- Court: 9th Circuit Court of Appeals Archives
- Area(s) of Law: Immigration
- Date Filed: 04-10-2013
- Case #: 08-74277
- Judge(s)/Court Below: Circuit Judge Watford for the Court; Circuit Judge Berzon and Senior District Judge Rakoff
- Full Text Opinion
Gerardo Romero-Ochoa (“Romero”) is alien who was subject to removal from the United States because it was determined by an immigration judge that he was not a lawful permanent resident and cannot meet the “good moral character” requirement needed to be eligible for relief due to him after receiving a 16-month prison sentence for committing vehicular manslaughter. Under 8 U.S.C. § 1101(f), individuals are presumed to lack good moral character if they have been incarcerated for at least six months.

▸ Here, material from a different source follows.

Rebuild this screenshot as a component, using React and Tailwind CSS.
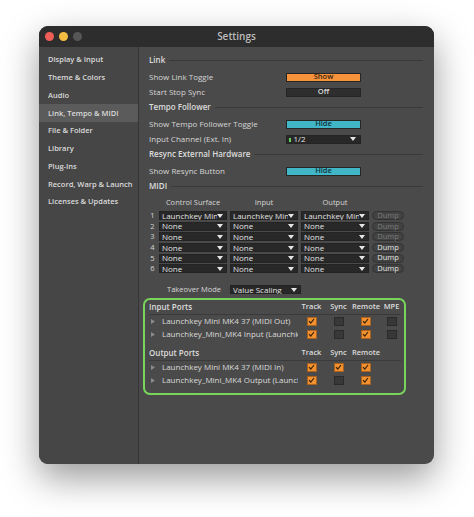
import React from 'react';

const font = { fontFamily: '"Open Sans", "Noto Sans", sans-serif' };

const sidebarItems = [
    'Display & Input',
    'Theme & Colors',
    'Audio',
    'Link, Tempo & MIDI',
    'File & Folder',
    'Library',
    'Plug-Ins',
    'Record, Warp & Launch',
    'Licenses & Updates',
];

const midiRows = [
    { n: 1, cs: 'Launchkey Mini MK4 37', input: 'Launchkey Mini MK4 37', output: 'Launchkey Mini MK4 37', dump: false },
    { n: 2, cs: 'None', input: 'None', output: 'None', dump: false },
    { n: 3, cs: 'None', input: 'None', output: 'None', dump: false },
    { n: 4, cs: 'None', input: 'None', output: 'None', dump: true },
    { n: 5, cs: 'None', input: 'None', output: 'None', dump: true },
    { n: 6, cs: 'None', input: 'None', output: 'None', dump: true },
];

const SectionHeader = ({ title }) => (
    <div className="flex items-center h-[15px] mb-[2px] gap-[4px]">
        <span className="text-[8px] font-semibold text-[#dcdcdc] whitespace-nowrap">{title}</span>
        <div className="flex-1 h-px bg-[#393939]" />
    </div>
);

const Row = ({ label, children }) => (
    <div className="flex items-center h-[15px]">
        <span className="w-[137px] text-[8px] font-medium text-[#d6d6d6] whitespace-nowrap">{label}</span>
        {children}
    </div>
);

const Toggle = ({ label, tone }) => {
    const tones = {
        orange: 'bg-[#f6923a] text-[#3a2410]',
        dark: 'bg-[#2e2e2e] text-[#d8d8d8]',
        teal: 'bg-[#41b6c6] text-[#12353a]',
    };
    return (
        <div className={`w-[75px] h-[9px] border border-[#262626] flex items-center justify-center text-[7.5px] font-semibold leading-none ${tones[tone]}`}>
            {label}
        </div>
    );
};

const Arrow = () => (
    <svg width="6" height="4" viewBox="0 0 6 4" className="shrink-0">
        <path d="M0 0 L6 0 L3 4 Z" fill="#e6e6e6" />
    </svg>
);

const Dropdown = ({ value, className = 'w-[68px]' }) => (
    <div className={`h-[9px] bg-[#282828] border border-[#232323] flex items-center pl-[2px] pr-[3px] ${className}`}>
        <span className="flex-1 min-w-0 overflow-hidden whitespace-nowrap text-[8px] font-medium leading-none text-[#e2e2e2]">{value}</span>
        <Arrow />
    </div>
);

const Checkbox = ({ checked }) => (
    <div
        className={`w-[10px] h-[9px] border flex items-center justify-center ${
            checked ? 'bg-[#f1912f] border-[#a8611f]' : 'bg-[#383838] border-[#2a2a2a]'
        }`}
    >
        {checked && (
            <svg width="7" height="6" viewBox="0 0 7 6">
                <path d="M1 3.2 L2.8 5 L6 1" stroke="#3a2008" strokeWidth="1.2" fill="none" />
            </svg>
        )}
    </div>
);

const PortRow = ({ name, checks }) => (
    <div className="grid grid-cols-[149px_27px_27px_27px_25px] h-[13px] items-center">
        <div className="flex items-center overflow-hidden whitespace-nowrap">
            <svg width="4" height="5" viewBox="0 0 4 5" className="ml-[2px] mr-[7px] shrink-0">
                <path d="M0 0 L4 2.5 L0 5 Z" fill="#8a8a8a" />
            </svg>
            <span className="text-[8px] font-medium text-[#dadada]">{name}</span>
        </div>
        {checks.map((c, i) => (
            <div key={i} className="flex justify-center">
                {c === null ? null : <Checkbox checked={c} />}
            </div>
        ))}
    </div>
);

const PortHeader = ({ title, cols }) => (
    <div className="grid grid-cols-[149px_27px_27px_27px_25px] h-[15px] items-center border-b border-[#3a3a3a] mr-[3px]">
        <span className="text-[8px] font-semibold text-[#dcdcdc]">{title}</span>
        {cols.map((c, i) => (
            <span key={i} className="text-[7.5px] font-semibold text-[#dcdcdc] text-center">{c}</span>
        ))}
    </div>
);

export default function App() {
    return (
        <div className="w-[474px] h-[517px] bg-white pt-[26px] pl-[39px]" style={font}>
            <div className="w-[395px] h-[438px] rounded-[9px] overflow-hidden bg-[#4a4a4a] shadow-[0_14px_36px_rgba(0,0,0,0.4)] flex flex-col">
                {/* Title bar */}
                <div className="h-[21px] bg-[#2d2d2d] relative flex items-center pl-[6px] gap-[5px]">
                    <div className="w-[9px] h-[9px] rounded-full bg-[#ee5d56]" />
                    <div className="w-[9px] h-[9px] rounded-full bg-[#f4be41]" />
                    <div className="w-[9px] h-[9px] rounded-full bg-[#565656]" />
                    <span className="absolute inset-0 flex items-center justify-center text-[10px] font-semibold text-[#bcbcbc]">
                        Settings
                    </span>
                </div>

                <div className="flex flex-1">
                    {/* Sidebar */}
                    <div className="w-[100px] bg-[#464646] border-r border-[#353535] pt-[4px]">
                        {sidebarItems.map((item) => (
                            <div
                                key={item}
                                className={`h-[17.75px] flex items-center pl-[9px] text-[7.5px] font-semibold whitespace-nowrap text-[#dadada] ${
                                    item === 'Link, Tempo & MIDI' ? 'bg-[#5b5b5b]' : ''
                                }`}
                            >
                                {item}
                            </div>
                        ))}
                    </div>

                    {/* Content */}
                    <div className="flex-1 pl-[10px] pr-[11px] pt-[5.5px]">
                        <SectionHeader title="Link" />
                        <Row label="Show Link Toggle"><Toggle label="Show" tone="orange" /></Row>
                        <Row label="Start Stop Sync"><Toggle label="Off" tone="dark" /></Row>

                        <SectionHeader title="Tempo Follower" />
                        <Row label="Show Tempo Follower Toggle"><Toggle label="Hide" tone="teal" /></Row>
                        <Row label="Input Channel (Ext. In)">
                            <div className="w-[75px] h-[9px] bg-[#282828] border border-[#232323] flex items-center pl-[2px] pr-[4px] gap-[3px]">
                                <div className="w-[1.5px] h-[4px] bg-[#5fd35a] mt-[2px]" />
                                <span className="flex-1 text-[8px] font-medium leading-none text-[#e2e2e2]">1/2</span>
                                <Arrow />
                            </div>
                        </Row>

                        <SectionHeader title="Resync External Hardware" />
                        <Row label="Show Resync Button"><Toggle label="Hide" tone="teal" /></Row>

                        <SectionHeader title="MIDI" />

                        {/* MIDI table */}
                        <div className="flex items-center h-[15px] text-[7.5px] font-medium text-[#d6d6d6]">
                            <span className="w-[10px]" />
                            <span className="w-[71px] text-center pr-[3px]">Control Surface</span>
                            <span className="w-[71px] text-center pr-[3px]">Input</span>
                            <span className="w-[71px] text-center pr-[3px]">Output</span>
                        </div>
                        {midiRows.map((r) => (
                            <div key={r.n} className="flex items-center h-[10.6px] gap-[3px]">
                                <span className="w-[7px] text-[7.5px] font-medium text-[#d6d6d6] text-center">{r.n}</span>
                                <Dropdown value={r.cs} />
                                <Dropdown value={r.input} />
                                <Dropdown value={r.output} />
                                <div
                                    className={`w-[32px] h-[9px] rounded-full border border-[#333] bg-[#424242] flex items-center justify-center text-[7.5px] font-medium leading-none ${
                                        r.dump ? 'text-[#e4e4e4]' : 'text-[#7a7a7a]'
                                    }`}
                                >
                                    Dump
                                </div>
                            </div>
                        ))}

                        <div className="flex items-center h-[10px] mt-[10.5px]">
                            <span className="w-[81px] text-right pr-[9px] text-[7.5px] font-medium text-[#d6d6d6] whitespace-nowrap">
                                Takeover Mode
                            </span>
                            <Dropdown value="Value Scaling" className="w-[71px]" />
                        </div>

                        {/* Ports */}
                        <div className="mt-[3px] -ml-[6px] w-[263px] border-2 border-[#79d45c] rounded-[7px] pl-[4px] pb-[6px]">
                            <PortHeader title="Input Ports" cols={['Track', 'Sync', 'Remote', 'MPE']} />
                            <PortRow name="Launchkey Mini MK4 37 (MIDI Out)" checks={[true, false, true, false]} />
                            <PortRow name="Launchkey_Mini_MK4 Input (Launchkey_Mini_MK4 Input)" checks={[true, false, true, false]} />
                            <div className="h-[5px]" />
                            <PortHeader title="Output Ports" cols={['Track', 'Sync', 'Remote', '']} />
                            <PortRow name="Launchkey Mini MK4 37 (MIDI In)" checks={[true, true, true, null]} />
                            <PortRow name="Launchkey_Mini_MK4 Output (Launchkey_Mini_MK4 Output)" checks={[true, false, true, null]} />
                        </div>
                    </div>
                </div>
            </div>
        </div>
    );
}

Romero filed an application for cancellation of removal to the Board of Immigration Appeals (“BIA”) arguing Congress must use the nature of the criminal conduct and not the period of incarceration when determining which crimes warrant the presumption that individuals lack good moral character. BIA found Romero ineligible for cancellation of removal because of his inability to meet the requirement of “good moral character.” Romero argues that § 1101(f)(7) is factually unconstitutional and violated equal protection principles due to the use of an individual’s period of incarceration to determine “good moral character.” The Ninth Circuit held, under rational basis review, the classification drawn by § 1101(f)(7) determining that individuals lack good moral character based on their period of incarceration is reasonable because Congress rationally concluded that if an alien had been convicted of crimes warranting at least six months of incarceration, then they will lack the good moral character necessary to warrant discretionary relief from removal. The panel also held that equal protection principles are not violated by § 1101(f)(7) relying on periods of incarceration generated by un-uniform state sentencing regimes. PETITION FOR REVIEW DENIED.